Remember, this is a capatistic hellscape. Everything is about money.
One potential advantage of being up while a whole lot of other companies are down is that some customers may end up switching to you during an outage involving the majority of your competitors.
Yes, you’d experience outages on the new service, but where you potentially lose X% of your business (I have no idea what that kind of number looks like - 0.1%? Higher? Lower?), in the event of AWS outage hitting all your competitors, they each lose 0.1% (or whatever) who disproportionately go to you because you were up while they, and other alternatives, were all down.
This potentially advantages the first companies to jump off AWS for a comparable alternative, which is fair sight better than if the advantages only showed up once some minimum of companies left AWS since no one would be incentived to be first.

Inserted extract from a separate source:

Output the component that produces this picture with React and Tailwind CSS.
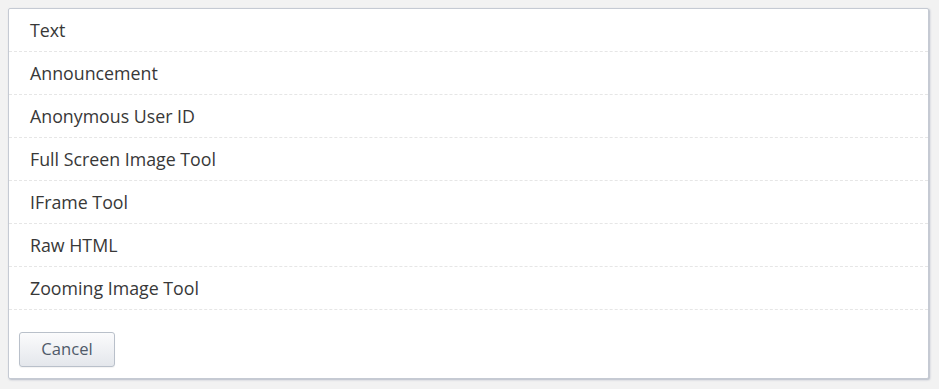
const tools = [
  "Text",
  "Announcement",
  "Anonymous User ID",
  "Full Screen Image Tool",
  "IFrame Tool",
  "Raw HTML",
  "Zooming Image Tool",
];

export default function App() {
  return (
    <div className="h-[389px] w-[939px] bg-[#f2f2f2] p-2 font-['Open_Sans',sans-serif]">
      <div className="w-[921px] rounded-[2px] border border-[#c5cad3] bg-white shadow-[1px_1px_2px_rgba(140,150,170,0.6)]">
        <ul>
          {tools.map((name) => (
            <li
              key={name}
              className="flex h-[43px] items-center border-b border-dashed border-[#e6e6e6] pl-[21px] text-[17.8px] text-[#383838]"
            >
              {name}
            </li>
          ))}
        </ul>
        <div className="px-[10px] pt-[22px] pb-[11px]">
          <button className="h-[35px] w-[96px] rounded-[3px] border border-[#b9c0ca] bg-gradient-to-b from-[#fbfbfc] to-[#e4e7ec] text-[16.6px] text-[#4f5a69] shadow-[0_1px_1px_rgba(0,0,0,0.05)]">
            Cancel
          </button>
        </div>
      </div>
    </div>
  );
}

Sure, but how much money is that worth to an individual company? Because migration is not easy or cheap. And your not getting more reliability…
From a worker point of view, nothing better than to shrug and say “not my hardware” and blame Amazon when your shit is down for two days, and take the opportunity to do some changes you’ve been putting off because they required scheduled downtime.
Nobody is switching businesses because the service they pay for it’s down for a day. If you run an individual service business (restaurant, florist) sure, but no one is seriously switching businesses over this. Reliable long term self hosting is expensive and your uptick of business for that one day won’t make up for it.
No system is perfect.
Yes, and? Things can be better.
Sure, but perfect?
No one’s asking for perfect. But a better system would account for outages, which we’ve seen plenty of so far. How’s that saying go? Don’t let perfect be the enemy of progress? It’s out of reach for a reason.
AWS has outages. So the answer to your question is obvious, AWS is not an advantage over any other solution.